Sung Ho Kim, "Max Weber", The Stanford Encyclopedia of Philosophy (Fall 2012 Edition), Edward N. Zalta (ed.)

  • At the outset, what immediately strikes a student of Weber's rationalization thesis is its seeming irreversibility and Eurocentrism.[...] Taken together, then, the rationalization process as Weber narrated it seems quite akin to a metahistorical teleology that irrevocably sets the West apart from and indeed above the East. [...] It was meant as a comparative-conceptual platform on which to erect the edifying features of rationalization in the West. If merely a heuristic device and not a universal law of progress, then, what is rationalization and whence comes his uncompromisingly dystopian vision?
  • On a more analytical plateau, all these disparate processes of rationalization can be surmised as increasing knowledge, growing impersonality, and enhanced control. [...] First, knowledge. Rational action in one very general sense presupposes knowledge. It requires some knowledge of the ideational and material circumstances in which our action is embedded, since to act rationally is to act on the basis of conscious reflection about the probable consequences of action. [...] Second, impersonality. Rationalization, according to Weber, entails objectification (Versachlichung). Industrial capitalism, for one, reduces workers to sheer numbers in an accounting book, completely free from the fetters of tradition and non-economic considerations, and so does the market relationship vis-à-vis buyers and sellers. For another, having abandoned the principle of Khadi justice (i.e., personalized ad hoc adjudication), modern law and administration also rule in strict accordance with the systematic formal codes and sine irae et studio, that is, “without regard to person.” […] Third, control. Pervasive in Weber's view of rationalization is the increasing control in social and material life. […] Weber saw the irony that a modern individual citizen equipped with inviolable rights was born as a part of the rational, disciplinary ethos that increasingly penetrated into every aspect of social life.
  • Weber envisions the future of rationalization not only in terms of “mechanized petrification,” but also of a chaotic, even atrophic, inundation of subjective values. In other words, the bureaucratic “iron cage” is only one side of the modernity that rationalization has brought about; the other is a “polytheism” of value-fragmentation. At the apex of rationalization, we moderns have suddenly found ourselves living “as did the ancients when their world was not yet disenchanted of its gods and demons” [Weber 1919/1946, 148]. Modern Western society is, Weber seems to say, once again enchanted as a result of disenchantment. How did this happen and with what consequences?
  • It makes sense that Weber's rationalization thesis concludes with two strikingly dissimilar prophecies — one is the imminent iron cage of bureaucratic petrification and the other, the Hellenistic pluralism of warring deities. The modern world has come to be monotheistic and polytheistic all at once. What seems to underlie this seemingly self-contradictory imagery of modernity is the problem of modern humanity (Menschentum) and its loss of freedom and moral agency. Disenchantment has created a world with no objectively ascertainable ground for one's conviction. Under the circumstances, according to Weber, a modern individual tends to act only on one's own aesthetic impulse and arbitrary convictions that cannot be communicated in the eventuality; the majority of those who cannot even act on their convictions, or the “last men who invented happiness” à la Nietzsche, lead the life of a “cog in a machine.”

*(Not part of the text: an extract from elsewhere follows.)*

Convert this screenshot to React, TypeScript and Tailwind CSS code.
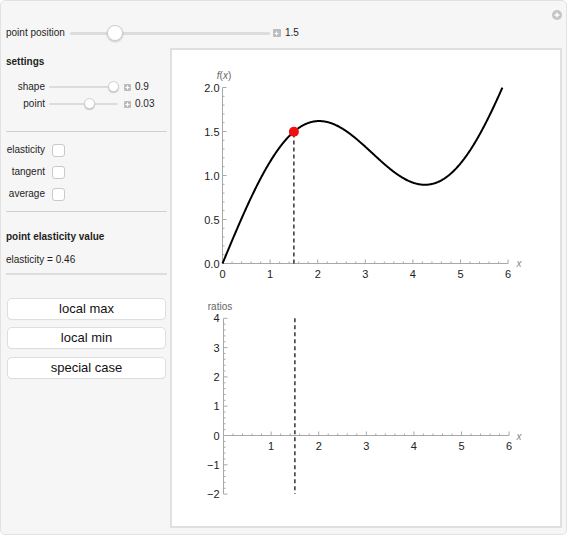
import React from "react";

const f = (x: number) => 0.9 * Math.sin(x) + 0.4 * x;

function Plots() {
  const sx = 47.6;
  const o1x = 50.5, o1y = 213.5, s1y = 88;
  const o2x = 51.5, o2y = 385.5, s2y = 29.3;
  const axis = "#a8a8a8";
  const lab = "#222";
  const els: React.ReactNode[] = [];

  els.push(<line key="p1x" x1={o1x} y1={o1y} x2={o1x + 6 * sx} y2={o1y} stroke={axis} strokeWidth={1} />);
  els.push(<line key="p1y" x1={o1x} y1={o1y} x2={o1x} y2={o1y - 2 * s1y} stroke={axis} strokeWidth={1} />);
  for (let i = 1; i <= 30; i++) {
    const x = o1x + i * 0.2 * sx;
    const major = i % 5 === 0;
    els.push(<line key={"p1xt" + i} x1={x} y1={o1y} x2={x} y2={o1y - (major ? 4 : 2)} stroke={axis} strokeWidth={1} />);
  }
  for (let i = 1; i <= 20; i++) {
    const y = o1y - i * 0.1 * s1y;
    const major = i % 5 === 0;
    els.push(<line key={"p1yt" + i} x1={o1x} y1={y} x2={o1x + (major ? 4 : 2)} y2={y} stroke={axis} strokeWidth={1} />);
  }
  for (let i = 0; i <= 6; i++) {
    els.push(
      <text key={"p1xl" + i} x={o1x + i * sx} y={o1y + 14} textAnchor="middle" fontSize={11} fill={lab}>
        {i}
      </text>
    );
  }
  ["0.0", "0.5", "1.0", "1.5", "2.0"].forEach((t, i) => {
    els.push(
      <text key={"p1yl" + i} x={o1x - 3} y={o1y - i * 0.5 * s1y + 4} textAnchor="end" fontSize={11} fill={lab}>
        {t}
      </text>
    );
  });
  els.push(
    <text key="fx" x={52} y={29} textAnchor="middle" fontSize={10} fill="#666">
      <tspan fontStyle="italic">f</tspan>(<tspan fontStyle="italic">x</tspan>)
    </text>
  );
  els.push(
    <text key="x1" x={347} y={217} textAnchor="middle" fontSize={10} fill="#888" fontStyle="italic">
      x
    </text>
  );

  let d = "";
  for (let i = 0; i <= 600; i++) {
    const x = i * 0.01;
    const y = f(x);
    if (y > 2) break;
    const px = o1x + x * sx;
    const py = o1y - y * s1y;
    d += (i === 0 ? "M" : "L") + px.toFixed(2) + " " + py.toFixed(2) + " ";
  }
  els.push(<path key="curve" d={d} fill="none" stroke="#000" strokeWidth={2} strokeLinejoin="round" />);
  const px15 = o1x + 1.5 * sx;
  const py15 = o1y - f(1.5) * s1y;
  els.push(<line key="dash1" x1={px15} y1={o1y} x2={px15} y2={py15} stroke="#000" strokeWidth={1.2} strokeDasharray="4 3" />);
  els.push(<circle key="dot" cx={px15} cy={py15} r={5} fill="#f01010" />);

  els.push(<line key="p2x" x1={o2x} y1={o2y} x2={o2x + 6 * sx} y2={o2y} stroke={axis} strokeWidth={1} />);
  els.push(<line key="p2y" x1={o2x} y1={o2y + 2 * s2y} x2={o2x} y2={o2y - 4 * s2y} stroke={axis} strokeWidth={1} />);
  for (let i = 1; i <= 30; i++) {
    const x = o2x + i * 0.2 * sx;
    const major = i % 5 === 0;
    els.push(<line key={"p2xt" + i} x1={x} y1={o2y} x2={x} y2={o2y - (major ? 4 : 2)} stroke={axis} strokeWidth={1} />);
  }
  for (let i = -10; i <= 20; i++) {
    if (i === 0) continue;
    const y = o2y - i * 0.2 * s2y;
    const major = i % 5 === 0;
    els.push(<line key={"p2yt" + i} x1={o2x} y1={y} x2={o2x + (major ? 4 : 2)} y2={y} stroke={axis} strokeWidth={1} />);
  }
  for (let i = 1; i <= 6; i++) {
    els.push(
      <text key={"p2xl" + i} x={o2x + i * sx} y={o2y + 14} textAnchor="middle" fontSize={11} fill={lab}>
        {i}
      </text>
    );
  }
  ["\u22122", "\u22121", "0", "1", "2", "3", "4"].forEach((t, i) => {
    els.push(
      <text key={"p2yl" + i} x={o2x - 4} y={o2y - (i - 2) * s2y + 4} textAnchor="end" fontSize={11} fill={lab}>
        {t}
      </text>
    );
  });
  els.push(
    <text key="ratios" x={48} y={260} textAnchor="middle" fontSize={10} fill="#666">
      ratios
    </text>
  );
  els.push(
    <text key="x2" x={347} y={390} textAnchor="middle" fontSize={10} fill="#888" fontStyle="italic">
      x
    </text>
  );
  const p2x15 = o2x + 1.5 * sx;
  els.push(
    <line key="dash2" x1={p2x15} y1={o2y - 4 * s2y} x2={p2x15} y2={o2y + 2 * s2y} stroke="#000" strokeWidth={1.2} strokeDasharray="4 3" />
  );

  return (
    <svg width={388} height={476} viewBox="0 0 388 476" style={{ fontFamily: "'Liberation Sans', Arial, sans-serif" }}>
      {els}
    </svg>
  );
}

function Knob({ size }: { size: number }) {
  return (
    <div
      className={
        size === 16
          ? "w-[16px] h-[16px] rounded-full bg-white border border-[#d0d0d0] shadow-[0_1px_2px_rgba(0,0,0,0.2)]"
          : "w-[11px] h-[11px] rounded-full bg-white border border-[#d0d0d0] shadow-[0_1px_1px_rgba(0,0,0,0.2)]"
      }
    />
  );
}

function PlusBox({ big }: { big?: boolean }) {
  return (
    <div
      className={
        (big ? "w-[8px] h-[8px]" : "w-[7px] h-[7px]") +
        " bg-[#bcbcbc] rounded-[1px] flex items-center justify-center"
      }
    >
      <svg width="5" height="5" viewBox="0 0 5 5">
        <path d="M2.5 0.5V4.5M0.5 2.5H4.5" stroke="#fff" strokeWidth="1.1" />
      </svg>
    </div>
  );
}

function SmallSlider({ label, knobCenter, value }: { label: string; knobCenter: number; value: string }) {
  return (
    <div className="flex items-center h-[12px]">
      <div className="w-[39px] text-right">{label}</div>
      <div className="relative w-[69px] h-[2px] bg-[#dcdcdc] rounded-full ml-[4px]">
        <div className="absolute top-[-5px]" style={{ left: knobCenter - 5.5 }}>
          <Knob size={11} />
        </div>
      </div>
      <div className="ml-[6px]">
        <PlusBox />
      </div>
      <div className="ml-[4px]">{value}</div>
    </div>
  );
}

function CheckRow({ label }: { label: string }) {
  return (
    <div className="flex items-center h-[14px]">
      <div className="w-[39px] text-right">{label}</div>
      <div className="ml-[7px] w-[13px] h-[13px] rounded-[3px] bg-white border border-[#c9c9c9]" />
    </div>
  );
}

function Btn({ children }: { children: React.ReactNode }) {
  return (
    <div className="ml-[2px] w-[157px] h-[20px] rounded-[4px] bg-white shadow-[0_0_0_1px_#dedede,0_1px_1px_rgba(0,0,0,0.12)] flex items-center justify-center text-[13px] text-[#111]">
      {children}
    </div>
  );
}

export default function App() {
  return (
    <div
      className="relative w-[567px] h-[535px] bg-[#f6f6f6] border border-[#e2e2e2] rounded-[5px] text-[10px] text-[#1e1e1e] leading-[12px]"
      style={{ fontFamily: "'Liberation Sans', Arial, sans-serif" }}
    >
      <div className="absolute left-[551px] top-[9px] w-[10px] h-[10px] rounded-full bg-[#c4c4c4] flex items-center justify-center">
        <svg width="6" height="6" viewBox="0 0 6 6">
          <path d="M3 0.5V5.5M0.5 3H5.5" stroke="#fff" strokeWidth="1.4" />
        </svg>
      </div>

      <div className="flex items-center h-[16px] mt-[24px] pl-[5px]">
        <div>point position</div>
        <div className="relative w-[200px] h-[3px] bg-[#dcdcdc] rounded-full ml-[5px]">
          <div className="absolute top-[-6.5px] left-[37px]">
            <Knob size={16} />
          </div>
        </div>
        <div className="ml-[3px]">
          <PlusBox big />
        </div>
        <div className="ml-[4px]">1.5</div>
      </div>

      <div className="flex mt-[7px]">
        <div className="w-[169px] pl-[5px] flex flex-col">
          <div className="h-[12px] mt-[8px] font-bold">settings</div>
          <div className="mt-[13px]">
            <SmallSlider label="shape" knobCenter={64} value="0.9" />
          </div>
          <div className="mt-[5px]">
            <SmallSlider label="point" knobCenter={40} value="0.03" />
          </div>
          <div className="mt-[21px] h-[1px] bg-[#cfcfcf] w-[161px]" />
          <div className="mt-[11px]">
            <CheckRow label="elasticity" />
          </div>
          <div className="mt-[8px]">
            <CheckRow label="tangent" />
          </div>
          <div className="mt-[8px]">
            <CheckRow label="average" />
          </div>
          <div className="mt-[10px] h-[1px] bg-[#cfcfcf] w-[161px]" />
          <div className="mt-[19px] h-[12px] font-bold">point elasticity value</div>
          <div className="mt-[11px] h-[12px]">elasticity = 0.46</div>
          <div className="mt-[7px] h-[2px] bg-[#dddddd] w-[161px]" />
          <div className="mt-[24px]">
            <Btn>local max</Btn>
          </div>
          <div className="mt-[9px]">
            <Btn>local min</Btn>
          </div>
          <div className="mt-[10px]">
            <Btn>special case</Btn>
          </div>
        </div>
        <div className="w-[392px] h-[480px] border-2 border-[#e0e0e0] bg-white">
          <Plots />
        </div>
      </div>
    </div>
  );
}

  • To summarize, the irony with which Weber accounted for rationalization was driven by the deepening tension between modernity and modernization. Weber's problem with modernity originates from the fact that it required a historically unique constellation of cultural values and social institutions, and yet, modernization has effectively undermined the cultural basis for modern individualism and its germinating ground of disciplinary society, which together had given the original impetus to modernity. The modern project has fallen victim to its own success, and in peril is the individual moral agency and freedom.